Perform the subtractions:

$$0.52x = 5.2$$

Finally, divide both sides by 0.52 to find the value of 'x'.

$$x = \frac{5.2}{0.52}$$

$$x = 10$$

Therefore, 10 quarts of pure alcohol must be added.

Alternative answer

Answer: 10 quarts Explain
This is a question about mixtures and percentages . The solving step is:

1. **Figure out the parts:** We start with 40 quarts of mixture that is 35% alcohol.
* Amount of alcohol = 35% of 40 quarts = 0.35 * 40 = 14 quarts.
* Amount of *other liquid* (not alcohol) = 40 quarts - 14 quarts = 26 quarts.

2. **Think about what stays the same:** When we add *pure alcohol*, the amount of the *other liquid* (the 26 quarts) doesn't change! It's still 26 quarts in the new mixture.

3. **Use the new percentage:** We want the new mixture to be 48% alcohol.

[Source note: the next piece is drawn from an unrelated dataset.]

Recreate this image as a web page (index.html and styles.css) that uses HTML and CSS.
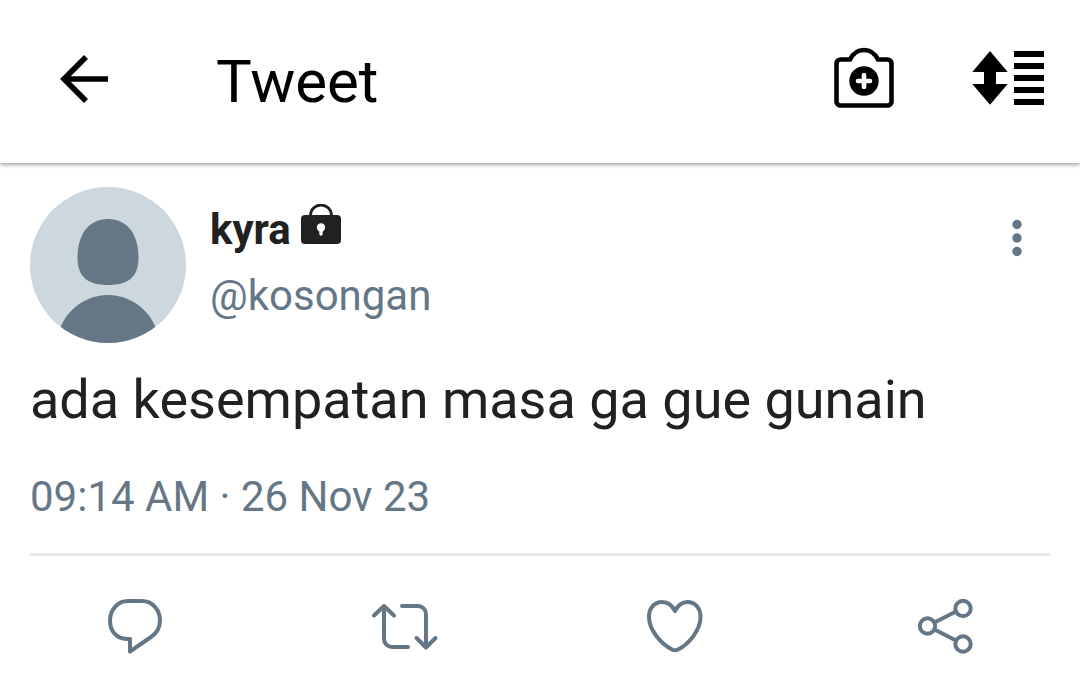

This means the *other liquid* will make up 100% - 48% = 52% of the new total mixture.
* So, 26 quarts is 52% of the *new total mixture*.

4. **Find the new total:** If 52% of the new mixture is 26 quarts, we can find the total size of the new mixture:
* New total mixture = 26 quarts / 0.52
* To make this division easier, we can think of it as 26 divided by 52 hundredths, or (26 / 52) * 100.
* 26 / 52 is 1/2, so (1/2) * 100 = 50 quarts.
* So, the new total mixture will be 50 quarts.

5. **Calculate how much alcohol was added:** We started with 40 quarts, and the new mixture is 50 quarts. The difference is the pure alcohol we added!
* Pure alcohol added = 50 quarts - 40 quarts = 10 quarts.

Alternative answer

Answer: 10 quarts Explain
This is a question about percentages and mixtures, specifically how adding a pure substance changes the concentration of a mixture. . The solving step is:

First, let's figure out how much alcohol is in the initial mixture.
The mixture is 40 quarts, and 35% of it is alcohol.
Amount of alcohol = 35% of 40 quarts = 0.35 * 40 = 14 quarts.

This means the rest of the mixture is non-alcohol liquid.
Amount of non-alcohol liquid = 40 quarts - 14 quarts = 26 quarts.

Now, we are adding *pure alcohol* to this mixture. This is super important because it means the amount of the *non-alcohol liquid* (26 quarts) will stay exactly the same!

Our goal is to make the new mixture 48% alcohol. If 48% is alcohol, then the remaining percentage must be the non-alcohol liquid.
Percentage of non-alcohol liquid in the new mixture = 100% - 48% = 52%.

Since we know the amount of non-alcohol liquid (26 quarts) and its percentage in the new mixture (52%), we can find the total volume of the new mixture.
If 52% of the new total mixture is 26 quarts, then:
0.52 * (New Total Volume) = 26 quarts
New Total Volume = 26 / 0.52 = 50 quarts.

Finally, to find out how much pure alcohol was added, we subtract the initial total volume from the new total volume.
Alcohol added = New Total Volume - Initial Total Volume
Alcohol added = 50 quarts - 40 quarts = 10 quarts.

Alternative answer

Answer: 10 quarts Explain
This is a question about mixtures and percentages, especially when you add something pure to a mix . The solving step is:

1. First, let's figure out how much alcohol and how much "not-alcohol" (like water) is in the beginning mix.
* The total mix is 40 quarts.
* 35% of it is alcohol. So, the alcohol is 0.35 * 40 = 14 quarts.
* That means the "not-alcohol" part is 40 - 14 = 26 quarts.

2. Now, we're adding *pure* alcohol. This is super important because it means the amount of "not-alcohol" *doesn't change*! It stays 26 quarts.

3. We want the new mix to be 48% alcohol. If 48% is alcohol, then 100% - 48% = 52% of the new mix must be the "not-alcohol" part.

4. Since we know the "not-alcohol" part is 26 quarts and this is 52% of the *new total mixture*, we can find the new total.
* If 52% is 26 quarts, then 1% would be 26 / 52 = 0.5 quarts.
* So, 100% (the new total mixture) would be 0.5 * 100 = 50 quarts.

5. Finally, we started with 40 quarts, and our new total mix is 50 quarts. The difference is how much pure alcohol we added!
* 50 quarts (new total) - 40 quarts (old total) = 10 quarts.
So, we added 10 quarts of pure alcohol.